Pick out the lines in the listing below that contain the word "this" and copy them.

Data extract.
__________________________________________________
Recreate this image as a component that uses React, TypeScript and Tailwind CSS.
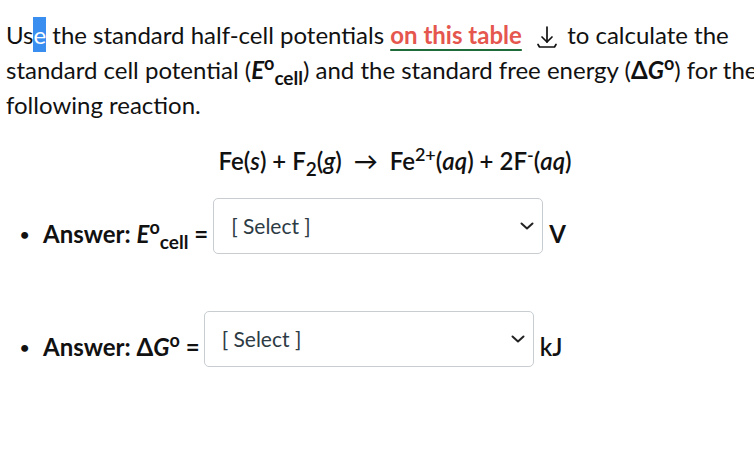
function DownloadIcon() {
  return (
    <svg width="22" height="26" viewBox="0 0 22 26" fill="none" stroke="#111" strokeWidth="1.7" strokeLinecap="round" strokeLinejoin="round" className="inline-block align-[-6px] ml-[8px] mr-[3px]">
      <path d="M11 3v15" />
      <path d="M6 13l5 5 5-5" />
      <path d="M2 20.5l1.5 2.5h15l1.5-2.5" />
    </svg>
  )
}

function Chevron() {
  return (
    <svg width="14" height="8" viewBox="0 0 14 8" fill="none" stroke="#222" strokeWidth="2" strokeLinecap="round" strokeLinejoin="round">
      <path d="M1.5 1.5 7 6.5l5.5-5" />
    </svg>
  )
}

function SelectBox() {
  return (
    <div className="w-[330px] h-[56px] mb-[16px] flex items-center justify-between rounded-[5px] border border-[#c7cdd1] bg-white pl-[17px] pr-[8px] font-normal">
      <span className="text-[21px] text-[#2d3b45]">[ Select ]</span>
      <Chevron />
    </div>
  )
}

const sup = 'relative top-[-9px] text-[18px] leading-none'
const sub = 'relative top-[6px] text-[19px] leading-none'

export default function App() {
  return (
    <div className="w-[754px] h-[472px] bg-white text-[#111] font-['Lato','Liberation_Sans',sans-serif] overflow-hidden">
      <p className="pt-[17px] pl-[6px] text-[24px] leading-[35px] whitespace-nowrap">
        Us<span className="bg-[#3a8ef0] text-white inline-block">e</span> the standard half-cell potentials{' '}
        <span className="text-[#e5574e] font-bold underline decoration-[#1f6b3a] decoration-2 underline-offset-[5px]">on this table</span>{' '}
        <DownloadIcon /> to calculate the
        <br />
        standard cell potential (
        <b><i>E</i><span className={sup}>o</span><span className={sub}>cell</span></b>) and the standard free energy (
        <b>Δ<i>G</i><span className={sup}>o</span></b>) for the
        <br />
        following reaction.
      </p>

      <div className="mt-[21px] flex justify-center pl-[36px] text-[24px] font-semibold">
        <span>
          Fe(<i>s</i>) + F<span className={sub}>2</span>(<i>g</i>) &nbsp;→&nbsp; Fe<span className={sup}>2+</span>(<i>aq</i>) + 2F<span className={sup}>-</span>(<i>aq</i>)
        </span>
      </div>

      <ul className="mt-[19px] pl-[20px] text-[24px] font-bold">
        <li className="flex items-center h-[72px]">
          <span className="w-[23px] text-[16px]">•</span>
          <span>
            Answer: <i>E</i><span className={sup}>o</span><span className={sub}>cell</span> =
          </span>
          <span className="ml-[5px]">
            <SelectBox />
          </span>
          <span className="ml-[6px]">V</span>
        </li>
        <li className="flex items-center h-[72px] mt-[41px]">
          <span className="w-[23px] text-[16px]">•</span>
          <span>
            Answer: Δ<i>G</i><span className={sup}>o</span> =
          </span>
          <span className="ml-[4px]">
            <SelectBox />
          </span>
          <span className="ml-[6px] font-semibold">kJ</span>
        </li>
      </ul>
    </div>
  )
}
__________________________________________________
Correct answer.
Recreate this image as a component that uses React, TypeScript and Tailwind CSS.
        <span className="text-[#e5574e] font-bold underline decoration-[#1f6b3a] decoration-2 underline-offset-[5px]">on this table</span>{' '}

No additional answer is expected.